Over recent years, a host of new opportunities have sprung up across the county for disabled children, teenagers and adults to take part in sport thanks to Active Cumbria - the sport and physical activity partnership hosted by Cumbria County Council.
And a current Cumbrian Paralympian has praised the disabled sporting activities on offer in Cumbria for helping him achieve his Paralympic dream.
Swimmer Thomas Young, who won Active Cumbria’s Cumbria Sports Award disabled sports category in 2010, is competing in the London 2012 Paralympics.
The 21-year-old from Newbiggin near Kirkby Lonsdale was born with one arm and two club feet, but hasn't let his disability get in the way of reaching the pinnacle of his sport.
He said: “I don’t think I’d have been able to get to the level I've got to if it hadn't been for the support of disability sports facilities in Cumbria.
“I started swimming in Kendal when I was five or six and I haven’t looked back since.
“Being involved in the Paralympics in front of a home crowd has been an amazing experience, especially as I just missed out on Beijing.
“The important thing is that children with disabilities are treated the same as able-bodied people and that is now starting to happen and disabled sport in Cumbria is improving.”

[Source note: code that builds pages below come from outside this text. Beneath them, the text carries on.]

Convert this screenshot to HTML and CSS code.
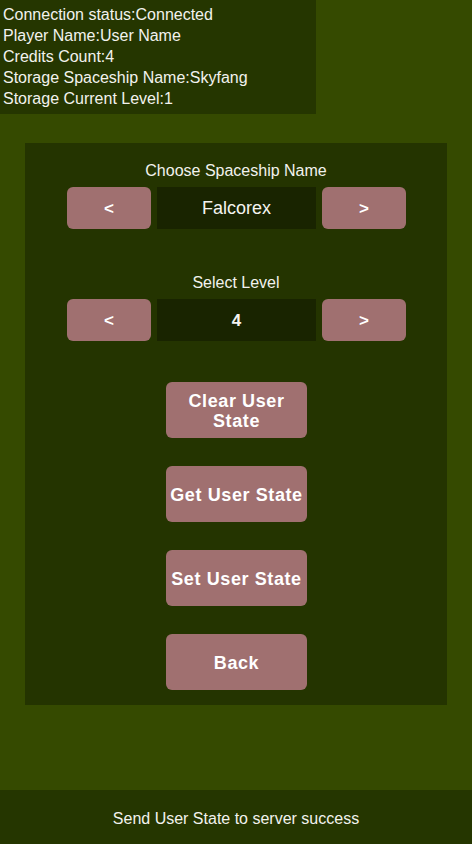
FILE: index.html
```html
<!DOCTYPE html>
<html>
<head>
<meta charset="utf-8">
<link rel="stylesheet" href="styles.css">
</head>
<body>
<div class="screen">
  <div class="info">
    <div>Connection status:Connected</div>
    <div>Player Name:User Name</div>
    <div>Credits Count:4</div>
    <div>Storage Spaceship Name:Skyfang</div>
    <div>Storage Current Level:1</div>
  </div>
  <div class="panel">
    <div class="label first">Choose Spaceship Name</div>
    <div class="selector">
      <div class="btn arrow">&lt;</div>
      <div class="value">Falcorex</div>
      <div class="btn arrow">&gt;</div>
    </div>
    <div class="label second">Select Level</div>
    <div class="selector">
      <div class="btn arrow">&lt;</div>
      <div class="value bold">4</div>
      <div class="btn arrow">&gt;</div>
    </div>
    <div class="actions">
      <div class="btn action">Clear User<br>State</div>
      <div class="btn action">Get User State</div>
      <div class="btn action">Set User State</div>
      <div class="btn action">Back</div>
    </div>
  </div>
  <div class="spacer"></div>
  <div class="status">Send User State to server success</div>
</div>
</body>
</html>
```
FILE: styles.css
```css
html, body {
  margin: 0;
  padding: 0;
}
body {
  font-family: "Liberation Sans", Arial, sans-serif;
  color: #f2f2ee;
}
.screen {
  width: 472px;
  height: 844px;
  background: #354a00;
  display: flex;
  flex-direction: column;
}
.info {
  width: 316px;
  height: 114px;
  padding-left: 3px;
  padding-top: 4px;
  box-sizing: border-box;
  background: #253600;
  font-size: 16px;
  line-height: 21px;
}
.panel {
  margin-top: 29px;
  margin-left: 25px;
  width: 422px;
  height: 562px;
  background: #243400;
  display: flex;
  flex-direction: column;
  align-items: center;
}
.label {
  font-size: 16px;
  line-height: 18px;
  text-align: center;
}
.label.first {
  margin-top: 19px;
  margin-bottom: 7px;
}
.label.second {
  margin-top: 45px;
  margin-bottom: 7px;
}
.selector {
  display: flex;
  gap: 6px;
  height: 42px;
  align-self: flex-start;
  margin-left: 42px;
}
.btn {
  background: #a07070;
  border-radius: 6px;
  color: #ffffff;
  font-weight: bold;
  display: flex;
  align-items: center;
  justify-content: center;
  text-align: center;
}
.arrow {
  width: 84px;
  font-size: 17px;
  padding-top: 1px;
  box-sizing: border-box;
}
.value {
  width: 159px;
  background: #192400;
  display: flex;
  align-items: center;
  justify-content: center;
  font-size: 18px;
  color: #f4f4f0;
  padding-top: 1px;
  box-sizing: border-box;
}
.value.bold {
  font-weight: bold;
  font-size: 17px;
}
.actions {
  margin-top: 41px;
  display: flex;
  flex-direction: column;
  gap: 28px;
  margin-left: 1px;
}
.action {
  width: 141px;
  height: 56px;
  font-size: 18px;
  line-height: 20px;
  letter-spacing: 0.6px;
  padding-top: 1px;
  box-sizing: border-box;
}
.spacer {
  flex: 1;
}
.status {
  height: 54px;
  background: #253600;
  display: flex;
  align-items: center;
  justify-content: center;
  font-size: 16px;
  padding-top: 3px;
  box-sizing: border-box;
}
```
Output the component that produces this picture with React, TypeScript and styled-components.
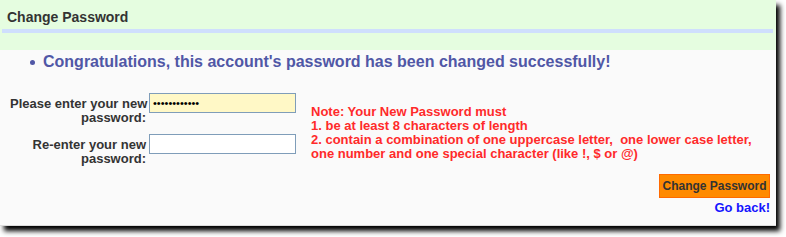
import React, { useState } from "react";
import styled, { createGlobalStyle } from "styled-components";

const GlobalStyle = createGlobalStyle`
  html, body {
    margin: 0;
    padding: 0;
    background: #ffffff;
  }
  body {
    font-family: "Liberation Sans", Arial, sans-serif;
  }
`;

const Page = styled.div`
  width: 786px;
  height: 237px;
  overflow: hidden;
`;

const Window = styled.div`
  width: 776px;
  height: 225px;
  background: #fafafa;
  border-bottom: 1px solid #dcdcdc;
  box-shadow: 4px 5px 5px #000;
  display: flex;
  flex-direction: column;
  overflow: hidden;
`;

const Header = styled.div`
  flex-shrink: 0;
  height: 50px;
  background: #e5fde0;
  box-sizing: border-box;
`;

const Title = styled.h2`
  margin: 0 3px 0 2px;
  padding: 7px 0 2px 5px;
  height: 20px;
  line-height: 20px;
  font-size: 14px;
  font-weight: bold;
  color: #333333;
  border-bottom: 4px solid #cfdffd;
`;

const Message = styled.div`
  flex-shrink: 0;
  display: flex;
  align-items: center;
  padding: 2px 0 0 30px;
  height: 20px;
  font-size: 16px;
  font-weight: bold;
  color: #5057a6;
  line-height: 20px;
`;

const Bullet = styled.span`
  width: 5px;
  height: 5px;
  border-radius: 50%;
  background: #5057a6;
  margin-right: 8px;
`;

const FormArea = styled.div`
  flex-shrink: 0;
  display: flex;
  padding: 21px 0 0 10px;
`;

const Fields = styled.div`
  display: grid;
  grid-template-columns: 136px 147px;
  column-gap: 3px;
  row-gap: 9px;
`;

const Label = styled.label`
  margin-top: 4px;
  text-align: right;
  white-space: nowrap;
  font-size: 13px;
  line-height: 14px;
  font-weight: bold;
  color: #333333;
`;

const Input = styled.input<{ $filled?: boolean }>`
  box-sizing: border-box;
  width: 147px;
  height: 20px;
  padding: 0 3px;
  border: 1px solid #7f9db9;
  background: ${(p) => (p.$filled ? "#fff8c6" : "#ffffff")};
  font-family: "Liberation Sans", Arial, sans-serif;
  font-size: 11px;
  color: #000;
  outline: none;
`;

const Note = styled.div`
  margin: 12px 0 0 15px;
  font-size: 13px;
  line-height: 14px;
  font-weight: bold;
  color: #ff2a2a;
`;

const Actions = styled.div`
  flex-shrink: 0;
  display: flex;
  flex-direction: column;
  align-items: flex-end;
  padding: 8px 6px 0 0;
`;

const SubmitButton = styled.button`
  box-sizing: border-box;
  width: 111px;
  height: 24px;
  padding: 0;
  background: #ff8a00;
  border: 1px solid #ff6a00;
  font-family: "Liberation Sans", Arial, sans-serif;
  font-size: 12px;
  font-weight: bold;
  color: #333333;
  cursor: pointer;
`;

const BackLink = styled.a`
  margin-top: 2px;
  font-size: 13px;
  line-height: 16px;
  font-weight: bold;
  color: #1414ff;
  text-decoration: none;
`;

export default function App() {
  const [password, setPassword] = useState("abcdefghijkl");
  const [confirm, setConfirm] = useState("");

  return (
    <Page>
      <GlobalStyle />
      <Window>
        <Header>
          <Title>Change Password</Title>
        </Header>
        <Message>
          <Bullet />
          Congratulations, this account's password has been changed successfully!
        </Message>
        <FormArea>
          <Fields>
            <Label htmlFor="pw1">
              Please enter your new
              <br />
              password:
            </Label>
            <Input
              id="pw1"
              type="password"
              $filled
              value={password}
              onChange={(e) => setPassword(e.target.value)}
            />
            <Label htmlFor="pw2">
              Re-enter your new
              <br />
              password:
            </Label>
            <Input
              id="pw2"
              type="password"
              value={confirm}
              onChange={(e) => setConfirm(e.target.value)}
            />
          </Fields>
          <Note>
            Note: Your New Password must
            <br />
            1. be at least 8 characters of length
            <br />
            2. contain a combination of one uppercase letter,&nbsp; one lower case letter,
            <br />
            one number and one special character (like !, $ or @)
          </Note>
        </FormArea>
        <Actions>
          <SubmitButton type="button">Change Password</SubmitButton>
          <BackLink href="#">Go back!</BackLink>
        </Actions>
      </Window>
    </Page>
  );
}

This improvement is coming about in a variety of ways. From the creation of disability sport community sports clubs to inclusive events at the Cumbria School Games, there are now a variety of activities that could help Cumbria produce the next Ellie Simmonds, David Weir, Hannah Cockcroft, or Thomas Young
And while there is much focus on developing high-achieving disabled sports men and women, the activities on offer are aimed at all abilities from those with their sights set on future Paralympic Games to those who want to take up a sport simply as a hobby or a social activity.
These activities and organisations include:
The Cumbria Sport Equity Alliance (formerly Cumbria Disability Sports Association)
This forum, comprising of a wide diverse range of providers and deliverers (in excess of 100 members) all with an interest in supporting disability sport in the county has been facilitated by Active Cumbria, The forum continues to develop and co-ordinate the planning of sports provision for disabled people in Cumbria.
Children’s Able and Disabled Sport (CADs) Programme
A series of inclusive holiday sports activities have been delivered across the county providing opportunities for both disabled and able bodied children and young people. Many hundreds of participants have attended these activities since they were first piloted in west Cumbrian 2009.
Eight multi-sports clubs for young people with disabilities have been established in the county.
Disability Sport Specific Community Sports Clubs
Active Cumbria has supported the development of 24 disability sport specific community sports clubs in the county.
Can Dance Project
The Can Dance project has created six new inclusive youth dance groups, one in each ofCumbria’s districts, as part of Sport England’s Sportivate Programme. The project was created after a consultation revealed a lack of inclusive dance opportunities for young people with learning disabilities such as autism. In June, the project was awarded the best Sportivate project in the NW region and went on to pick up silver placing in the national Sportivate Awards from Hugh Robertson MP, Sport and Olympics Minister in London.
While there is plenty to celebrate about disabled sport provision in Cumbria, the county council and Active Cumbria recognise there is still much to do.
Bruce Lawson, partnership manager (development) for Active Cumbria, said: “We are very proud of the achievements and progress that has been made; however, as we move forward we want to ensure that sport becomes a practical lifestyle choice for people with disabilities.
“Currently, just one in six disabled adults plays sport regularly compared to one in three non-disabled adults. In Cumbria we want to tackle this opportunity gap and see more disabled people participating and gaining all the benefits that sport can bring.”